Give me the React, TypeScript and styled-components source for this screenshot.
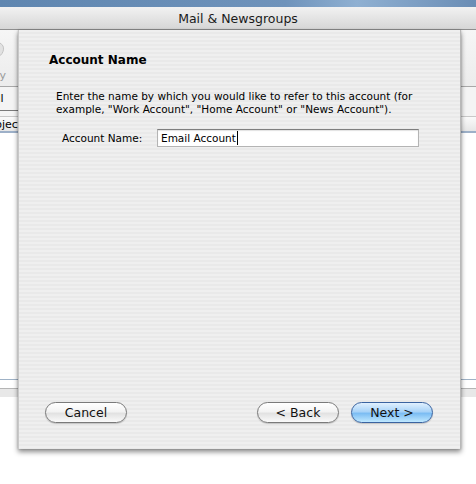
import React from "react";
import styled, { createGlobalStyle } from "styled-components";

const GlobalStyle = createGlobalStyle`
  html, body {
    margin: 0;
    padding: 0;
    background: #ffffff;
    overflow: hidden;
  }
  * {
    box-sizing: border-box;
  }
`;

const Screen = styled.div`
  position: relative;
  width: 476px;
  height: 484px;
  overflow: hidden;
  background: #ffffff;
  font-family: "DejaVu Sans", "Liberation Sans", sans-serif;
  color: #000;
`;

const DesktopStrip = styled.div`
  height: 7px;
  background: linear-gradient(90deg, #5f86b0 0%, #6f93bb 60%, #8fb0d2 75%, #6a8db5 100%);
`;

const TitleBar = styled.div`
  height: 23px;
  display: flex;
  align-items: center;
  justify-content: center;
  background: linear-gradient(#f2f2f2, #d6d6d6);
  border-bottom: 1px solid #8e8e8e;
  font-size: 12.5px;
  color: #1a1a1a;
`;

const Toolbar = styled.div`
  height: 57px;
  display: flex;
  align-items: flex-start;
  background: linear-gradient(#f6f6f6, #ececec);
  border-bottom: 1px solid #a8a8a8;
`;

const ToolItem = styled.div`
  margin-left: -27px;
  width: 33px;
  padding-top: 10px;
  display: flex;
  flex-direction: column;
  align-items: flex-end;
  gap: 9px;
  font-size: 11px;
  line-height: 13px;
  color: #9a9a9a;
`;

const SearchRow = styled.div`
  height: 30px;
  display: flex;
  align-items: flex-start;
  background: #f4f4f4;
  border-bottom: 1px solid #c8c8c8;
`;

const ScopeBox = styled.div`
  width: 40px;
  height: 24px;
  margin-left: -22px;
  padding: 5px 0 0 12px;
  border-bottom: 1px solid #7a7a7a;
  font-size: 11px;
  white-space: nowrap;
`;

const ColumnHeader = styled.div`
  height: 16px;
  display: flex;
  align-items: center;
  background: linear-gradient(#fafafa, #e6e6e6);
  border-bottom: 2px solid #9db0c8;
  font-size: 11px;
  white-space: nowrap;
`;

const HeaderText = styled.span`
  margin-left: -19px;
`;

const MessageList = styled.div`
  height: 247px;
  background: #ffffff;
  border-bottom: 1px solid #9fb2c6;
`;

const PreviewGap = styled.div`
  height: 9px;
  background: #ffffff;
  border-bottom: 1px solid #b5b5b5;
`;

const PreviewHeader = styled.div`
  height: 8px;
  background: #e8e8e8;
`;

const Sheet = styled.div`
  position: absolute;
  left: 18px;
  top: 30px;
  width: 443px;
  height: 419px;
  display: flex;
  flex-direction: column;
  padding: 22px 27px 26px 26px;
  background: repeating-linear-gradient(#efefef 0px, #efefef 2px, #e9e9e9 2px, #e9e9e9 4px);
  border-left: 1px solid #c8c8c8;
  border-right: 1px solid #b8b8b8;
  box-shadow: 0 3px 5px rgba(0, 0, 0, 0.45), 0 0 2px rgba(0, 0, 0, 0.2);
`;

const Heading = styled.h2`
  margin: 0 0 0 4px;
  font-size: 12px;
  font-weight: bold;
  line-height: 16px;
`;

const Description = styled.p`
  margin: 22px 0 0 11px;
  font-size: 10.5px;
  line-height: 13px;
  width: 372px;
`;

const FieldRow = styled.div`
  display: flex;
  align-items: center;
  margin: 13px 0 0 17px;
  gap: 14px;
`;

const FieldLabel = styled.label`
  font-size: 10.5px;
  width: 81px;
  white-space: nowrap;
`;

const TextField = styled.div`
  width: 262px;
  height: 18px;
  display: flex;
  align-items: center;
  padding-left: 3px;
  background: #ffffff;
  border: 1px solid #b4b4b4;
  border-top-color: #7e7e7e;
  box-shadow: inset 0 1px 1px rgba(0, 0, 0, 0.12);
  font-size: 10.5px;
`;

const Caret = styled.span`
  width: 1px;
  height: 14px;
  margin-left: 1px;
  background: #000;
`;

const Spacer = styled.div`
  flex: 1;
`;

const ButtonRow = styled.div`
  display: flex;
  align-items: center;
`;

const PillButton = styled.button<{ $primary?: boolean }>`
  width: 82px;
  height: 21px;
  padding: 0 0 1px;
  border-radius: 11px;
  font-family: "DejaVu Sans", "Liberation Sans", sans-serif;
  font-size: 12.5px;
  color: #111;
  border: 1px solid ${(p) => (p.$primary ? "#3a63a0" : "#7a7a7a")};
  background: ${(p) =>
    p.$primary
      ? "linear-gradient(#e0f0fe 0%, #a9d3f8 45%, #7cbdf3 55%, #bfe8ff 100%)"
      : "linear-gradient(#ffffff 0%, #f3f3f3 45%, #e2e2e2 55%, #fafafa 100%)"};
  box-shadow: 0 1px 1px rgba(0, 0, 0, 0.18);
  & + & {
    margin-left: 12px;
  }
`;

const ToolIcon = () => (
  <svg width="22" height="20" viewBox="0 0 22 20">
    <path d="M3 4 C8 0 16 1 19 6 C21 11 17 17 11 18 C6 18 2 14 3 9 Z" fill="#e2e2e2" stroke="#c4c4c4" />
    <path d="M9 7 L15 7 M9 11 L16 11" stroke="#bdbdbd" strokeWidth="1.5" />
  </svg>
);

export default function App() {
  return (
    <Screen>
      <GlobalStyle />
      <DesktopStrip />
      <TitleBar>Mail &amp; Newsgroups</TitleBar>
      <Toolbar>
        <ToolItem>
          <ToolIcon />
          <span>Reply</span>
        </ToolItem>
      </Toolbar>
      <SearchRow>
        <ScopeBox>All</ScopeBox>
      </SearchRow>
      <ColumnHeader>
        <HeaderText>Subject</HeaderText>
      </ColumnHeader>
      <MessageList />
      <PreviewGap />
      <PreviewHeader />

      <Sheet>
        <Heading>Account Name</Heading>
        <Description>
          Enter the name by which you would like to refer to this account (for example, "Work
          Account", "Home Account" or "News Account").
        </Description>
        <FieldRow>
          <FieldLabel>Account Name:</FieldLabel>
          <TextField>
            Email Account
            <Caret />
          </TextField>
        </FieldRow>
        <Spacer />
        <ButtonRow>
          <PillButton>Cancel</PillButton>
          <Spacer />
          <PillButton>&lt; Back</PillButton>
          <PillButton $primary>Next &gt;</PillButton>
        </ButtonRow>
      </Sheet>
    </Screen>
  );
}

* * *

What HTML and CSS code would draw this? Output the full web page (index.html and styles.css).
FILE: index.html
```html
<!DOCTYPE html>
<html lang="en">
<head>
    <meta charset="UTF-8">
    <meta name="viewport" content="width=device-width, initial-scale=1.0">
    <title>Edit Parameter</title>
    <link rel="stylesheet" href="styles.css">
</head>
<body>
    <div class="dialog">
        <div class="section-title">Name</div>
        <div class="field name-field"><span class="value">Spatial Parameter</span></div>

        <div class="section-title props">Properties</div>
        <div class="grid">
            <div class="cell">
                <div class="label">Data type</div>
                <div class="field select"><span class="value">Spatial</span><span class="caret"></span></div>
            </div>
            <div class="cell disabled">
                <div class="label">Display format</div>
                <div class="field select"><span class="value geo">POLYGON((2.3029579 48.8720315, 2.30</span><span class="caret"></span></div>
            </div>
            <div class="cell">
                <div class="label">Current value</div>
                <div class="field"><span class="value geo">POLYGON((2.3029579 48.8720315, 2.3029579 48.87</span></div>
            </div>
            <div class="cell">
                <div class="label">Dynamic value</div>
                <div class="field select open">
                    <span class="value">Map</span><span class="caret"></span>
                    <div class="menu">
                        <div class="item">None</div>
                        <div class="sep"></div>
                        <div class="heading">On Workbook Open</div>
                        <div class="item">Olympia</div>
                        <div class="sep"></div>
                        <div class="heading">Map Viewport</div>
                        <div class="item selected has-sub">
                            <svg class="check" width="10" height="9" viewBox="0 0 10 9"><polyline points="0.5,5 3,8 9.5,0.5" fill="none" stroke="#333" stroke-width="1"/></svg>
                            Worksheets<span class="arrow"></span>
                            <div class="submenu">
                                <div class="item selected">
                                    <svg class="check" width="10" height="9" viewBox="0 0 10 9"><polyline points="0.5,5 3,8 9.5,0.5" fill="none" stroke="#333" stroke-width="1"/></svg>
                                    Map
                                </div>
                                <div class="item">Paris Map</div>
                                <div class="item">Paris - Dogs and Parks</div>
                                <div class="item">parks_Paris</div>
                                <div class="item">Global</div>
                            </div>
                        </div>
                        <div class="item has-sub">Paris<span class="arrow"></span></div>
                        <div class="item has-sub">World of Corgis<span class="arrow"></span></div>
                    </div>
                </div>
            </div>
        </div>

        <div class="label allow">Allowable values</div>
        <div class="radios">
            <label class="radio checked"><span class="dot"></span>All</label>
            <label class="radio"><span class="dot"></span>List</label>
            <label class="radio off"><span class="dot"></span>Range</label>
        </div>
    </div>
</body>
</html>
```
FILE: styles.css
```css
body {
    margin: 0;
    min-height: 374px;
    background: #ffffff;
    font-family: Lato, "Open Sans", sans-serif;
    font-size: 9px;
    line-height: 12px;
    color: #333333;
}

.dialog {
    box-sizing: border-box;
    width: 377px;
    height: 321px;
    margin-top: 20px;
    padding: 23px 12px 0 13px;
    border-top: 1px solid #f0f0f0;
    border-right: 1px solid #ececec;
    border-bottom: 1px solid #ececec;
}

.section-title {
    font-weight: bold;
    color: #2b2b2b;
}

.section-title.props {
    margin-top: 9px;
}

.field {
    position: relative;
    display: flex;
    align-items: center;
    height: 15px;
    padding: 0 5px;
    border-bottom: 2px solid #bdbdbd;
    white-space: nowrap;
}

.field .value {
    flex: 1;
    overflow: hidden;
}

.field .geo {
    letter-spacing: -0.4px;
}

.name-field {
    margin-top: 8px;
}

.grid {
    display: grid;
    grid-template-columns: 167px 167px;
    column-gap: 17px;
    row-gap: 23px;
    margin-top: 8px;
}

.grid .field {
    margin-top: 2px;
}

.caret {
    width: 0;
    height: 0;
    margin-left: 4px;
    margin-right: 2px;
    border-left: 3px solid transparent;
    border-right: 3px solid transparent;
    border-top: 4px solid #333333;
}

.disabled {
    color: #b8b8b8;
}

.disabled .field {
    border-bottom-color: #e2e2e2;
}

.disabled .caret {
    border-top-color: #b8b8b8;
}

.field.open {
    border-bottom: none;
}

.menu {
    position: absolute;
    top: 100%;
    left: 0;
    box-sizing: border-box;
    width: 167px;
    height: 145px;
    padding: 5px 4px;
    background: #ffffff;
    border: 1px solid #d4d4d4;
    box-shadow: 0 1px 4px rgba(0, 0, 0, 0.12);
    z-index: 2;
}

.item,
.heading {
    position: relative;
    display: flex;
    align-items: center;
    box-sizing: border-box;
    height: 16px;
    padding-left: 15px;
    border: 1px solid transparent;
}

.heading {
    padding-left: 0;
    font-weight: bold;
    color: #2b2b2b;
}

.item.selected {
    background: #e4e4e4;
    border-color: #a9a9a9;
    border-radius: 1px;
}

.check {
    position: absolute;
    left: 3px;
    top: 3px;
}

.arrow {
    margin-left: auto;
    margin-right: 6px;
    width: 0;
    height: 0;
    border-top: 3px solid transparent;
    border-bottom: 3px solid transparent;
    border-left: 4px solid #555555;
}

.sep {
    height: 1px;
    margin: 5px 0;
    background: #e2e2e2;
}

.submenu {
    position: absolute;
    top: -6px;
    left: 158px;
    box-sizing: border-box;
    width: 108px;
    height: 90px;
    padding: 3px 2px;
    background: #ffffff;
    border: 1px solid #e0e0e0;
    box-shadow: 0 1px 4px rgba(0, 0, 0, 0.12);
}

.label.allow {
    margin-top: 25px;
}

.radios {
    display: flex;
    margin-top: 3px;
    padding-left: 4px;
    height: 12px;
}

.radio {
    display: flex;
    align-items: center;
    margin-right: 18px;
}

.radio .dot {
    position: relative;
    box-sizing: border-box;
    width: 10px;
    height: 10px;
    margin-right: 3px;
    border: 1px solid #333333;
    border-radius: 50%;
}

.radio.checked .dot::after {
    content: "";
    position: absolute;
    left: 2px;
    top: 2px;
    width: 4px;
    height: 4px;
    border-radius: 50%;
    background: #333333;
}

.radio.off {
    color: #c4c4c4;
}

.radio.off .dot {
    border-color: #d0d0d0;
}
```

What is being asked >>
Show every line in the entries where the string "this" occurs.

Response >>
Give me the React, TypeScript and styled-components source for this screenshot.
          Enter the name by which you would like to refer to this account (for example, "Work
What HTML and CSS code would draw this? Output the full web page (index.html and styles.css).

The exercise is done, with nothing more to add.